Automation eliminates the possibility of different people following different procedures or making mistakes. There should be a single source of truth. The developer shouldn’t discover that they ‘broke something for somebody’ because those followed a different procedure.
The ‘one step’ shall apply directly to a clean checkout, not only an incremental build.
This is necessary for ‘bisect’.
Are your build and tests deterministic?
A source code revision shall be in a clear state of being ‘good’ or ‘broken’. A build shall not break because some cloud service is inaccessible, or was updated to a newer version that’s incompatible with the code being built. It shall not fail due to a build tool randomly crashing, or due to build steps executed in the wrong order.
It’s frustrating for the programmer and a waste of their time to rebuild in order to ensure that an obscure error wasn’t a fluke.

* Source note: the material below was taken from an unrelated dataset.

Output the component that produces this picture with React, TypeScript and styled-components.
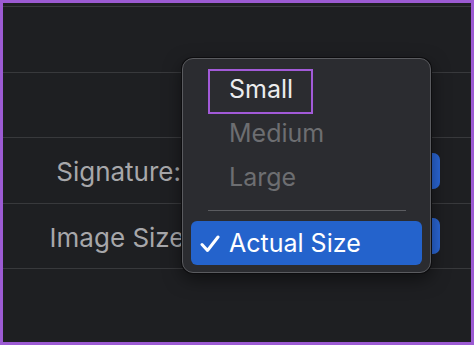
import React from "react";
import styled, { createGlobalStyle } from "styled-components";

const Global = createGlobalStyle`
  html, body { margin: 0; padding: 0; background: #1e1f22; }
  body { width: 474px; height: 345px; overflow: hidden; font-family: Inter, "Liberation Sans", sans-serif; }
`;

const Frame = styled.div`
  position: relative;
  box-sizing: border-box;
  width: 474px;
  height: 345px;
  border: 3px solid #9c5bd3;
  background: #1e1f22;
  display: flex;
  flex-direction: column;
  padding-top: 3px;
  overflow: hidden;
`;

const Row = styled.div<{ $h: number }>`
  box-sizing: border-box;
  height: ${(p) => p.$h}px;
  border-top: 1px solid #38393c;
  display: flex;
  align-items: center;
  flex-shrink: 0;
`;

const Label = styled.div<{ $overhang: number }>`
  box-sizing: border-box;
  width: ${(p) => 178 + p.$overhang}px;
  margin-right: ${(p) => -p.$overhang}px;
  text-align: right;
  font-size: 26px;
  color: #a7a7aa;
  white-space: nowrap;
  margin-top: 2px;
`;

const Popup = styled.div`
  margin-left: auto;
  margin-right: 31px;
  width: 150px;
  height: 36px;
  border-radius: 7px;
  background: #3a3b3f;
  display: flex;
  justify-content: flex-end;
  overflow: hidden;
`;

const PopupArrow = styled.div`
  width: 20px;
  background: #2a66d6;
  border-left: 1px solid #1d4fa8;
`;

const Menu = styled.div`
  position: absolute;
  left: 179px;
  top: 55px;
  width: 249px;
  box-sizing: border-box;
  border-radius: 11px;
  background: #2b2c30;
  border: 1px solid #5a5b5f;
  box-shadow: 0 0 0 1px #0d0d0f, 0 6px 18px rgba(0, 0, 0, 0.5);
  padding: 8px 8px 7px 8px;
  display: flex;
  flex-direction: column;
`;

const Item = styled.div<{ $dim?: boolean; $active?: boolean }>`
  position: relative;
  height: 44px;
  flex-shrink: 0;
  display: flex;
  align-items: center;
  padding-left: 38px;
  font-size: 25px;
  color: ${(p) => (p.$active ? "#ffffff" : p.$dim ? "#6d6e71" : "#ececee")};
  background: ${(p) => (p.$active ? "#2463cc" : "transparent")};
  border-radius: 6px;
  white-space: nowrap;
`;

const Separator = styled.div`
  height: 1px;
  flex-shrink: 0;
  background: #5b5c60;
  margin: 11px 16px 10px 17px;
`;

const Highlight = styled.div`
  position: absolute;
  left: 17px;
  top: 2px;
  width: 101px;
  height: 41px;
  border: 2px solid #a25ad8;
`;

const Check = styled.svg`
  position: absolute;
  left: 9px;
  top: 14px;
`;

export default function App() {
  return (
    <>
      <Global />
      <Frame>
        <Row $h={66} />
        <Row $h={65} />
        <Row $h={66}>
          <Label $overhang={0}>Signature:</Label>
          <Popup>
            <PopupArrow />
          </Popup>
        </Row>
        <Row $h={65}>
          <Label $overhang={11}>Image Size:</Label>
          <Popup>
            <PopupArrow />
          </Popup>
        </Row>
        <Row $h={80} />
        <Menu>
          <Item>
            Small
            <Highlight />
          </Item>
          <Item $dim>Medium</Item>
          <Item $dim>Large</Item>
          <Separator />
          <Item $active>
            <Check width="20" height="18" viewBox="0 0 20 18">
              <path d="M2 9.5 L7.5 15.5 L18 2" fill="none" stroke="#ffffff" strokeWidth="3" strokeLinecap="round" strokeLinejoin="round" />
            </Check>
            Actual Size
          </Item>
        </Menu>
      </Frame>
    </>
  );
}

A failure of a build or a test must be an indication that programmer’s changes are at fault, and that it’s their responsibility to fix them.
This is necessary for ‘bisect’.
Can you build and test offline?
Since deterministic builds preclude any access to the network, you may just as well provide your programmers with the necessary tools installed on their local machines. A programmer should be able to do most of their work while traveling at 900 km/h over the Atlantic, or during a network outage. Moreover, a moderately sized codebase (10 MLOC) should fully build and test overnight on that said programmer’s machine.
Is your build warning-free?
Build and tests should produce a clear binary answer. In particular there should be no ‘warnings’ or ‘lint failures’, as those are quickly learnt to be ignored, thus lowering the signal to noise ratio.
Instead, you should elect specific warnings and coding conventions to be treated as errors, throughout the code, with no exceptions. There shouldn’t be a way to ignore or override those at the commit level, other than fixing the code. If there’s even a slight chance of a violation being triggered by a perfectly valid code, then it shouldn’t be enabled in the first place.
Stylistic conventions (like whitespace, capitalization, etc...) are bad candidates for enforcement. Different parts of your code may call for different formatting; strict rules trade consistency for readability. Additionally, a programmer shouldn’t spend their time on superficial matters like fixing a line that’s just a tad too long.
Is most of your code written in one statically typed language?
Dynamically typed languages are ‘write only’ languages. They provide little tools for programmers to reason about the code, or automatic tools to do even basic sanity checks.
In addition to being statically typed, there should be only one primary programming language in a codebase. The integration between different languages is rarely friction-free, making code reuse across language boundaries problematic. In addition, switching between different tools and languages costs precious brain-cycles.
Can your software run without any virtualization layers?
Virtualization shall be seen as a security measure or a compatibility layer. And it should be left at that. It shall not be a requirement to build, test, or run your software.
It’s only legit to use one virtualization layer per target platform to satisfy items 2 and 3, and only if cross-compilation isn’t an option. If the host platform can easily satisfy the dependencies of your software (by having the necessary packages pre-installed from public repositories), then the overhead and complexity of virtualization is unjustified.
OK: using a Windows VM to build with MSVC from a Unix machine.
Not OK: docker fetch a debian container, use it to build a custom version of emscripten, create a new image with that version installed, and then use it to build other parts of your codebase within that container, all while running postgresql and nginx in their own containers.
Do you conduct code reviews?
Code reviews ensure that there’s more than one programmer who understands the code. Reviewers should understand what changes were made, why they were made, and how they achieve their goal. A superficial ‘compliance with coding style’ check misses the point of reviews. A reviewer shall be ready to take ownership of the code if the original author is unavailable.
If you practice pair-programming, you already pass this item.
Are your communication channels quiet?
While Joel focuses on in-person distractions in his "Do programmers have quiet working conditions?" item, the same principles apply to remote work too.
A programmer shall not receive notifications (through email, chat, calls) about anything that doesn’t require their immediate attention. For example, build success or failure shall notify only the programmers that triggered them. A bug from QA shall only reach the programmer who’s responsible for that component. By keeping a high signal to noise ratio you reduce the chances that something important is missed, as well as the time that critical issues are handled.
For your company to scale, the communication overhead shall tend to O(N) rather than O(N2). E.g. customer support or QA shall report problems through a bug tracker and assign those to team leaders or maintainers of the respective components, rather than mailing the entire developers team.
Do new-hires tinker with your code on their first day?
Joel’s "Do you do hallway usability testing?" item guarantees that new-hires don’t need a lengthy training to understand your code or product. If you answered YES to items 1-4 above, there is no obstacle to assigning them a task as soon as they have it all up and running.
This hands-on approach is an efficient way for them to get started at their role, as well as for you to see how they integrate with the team.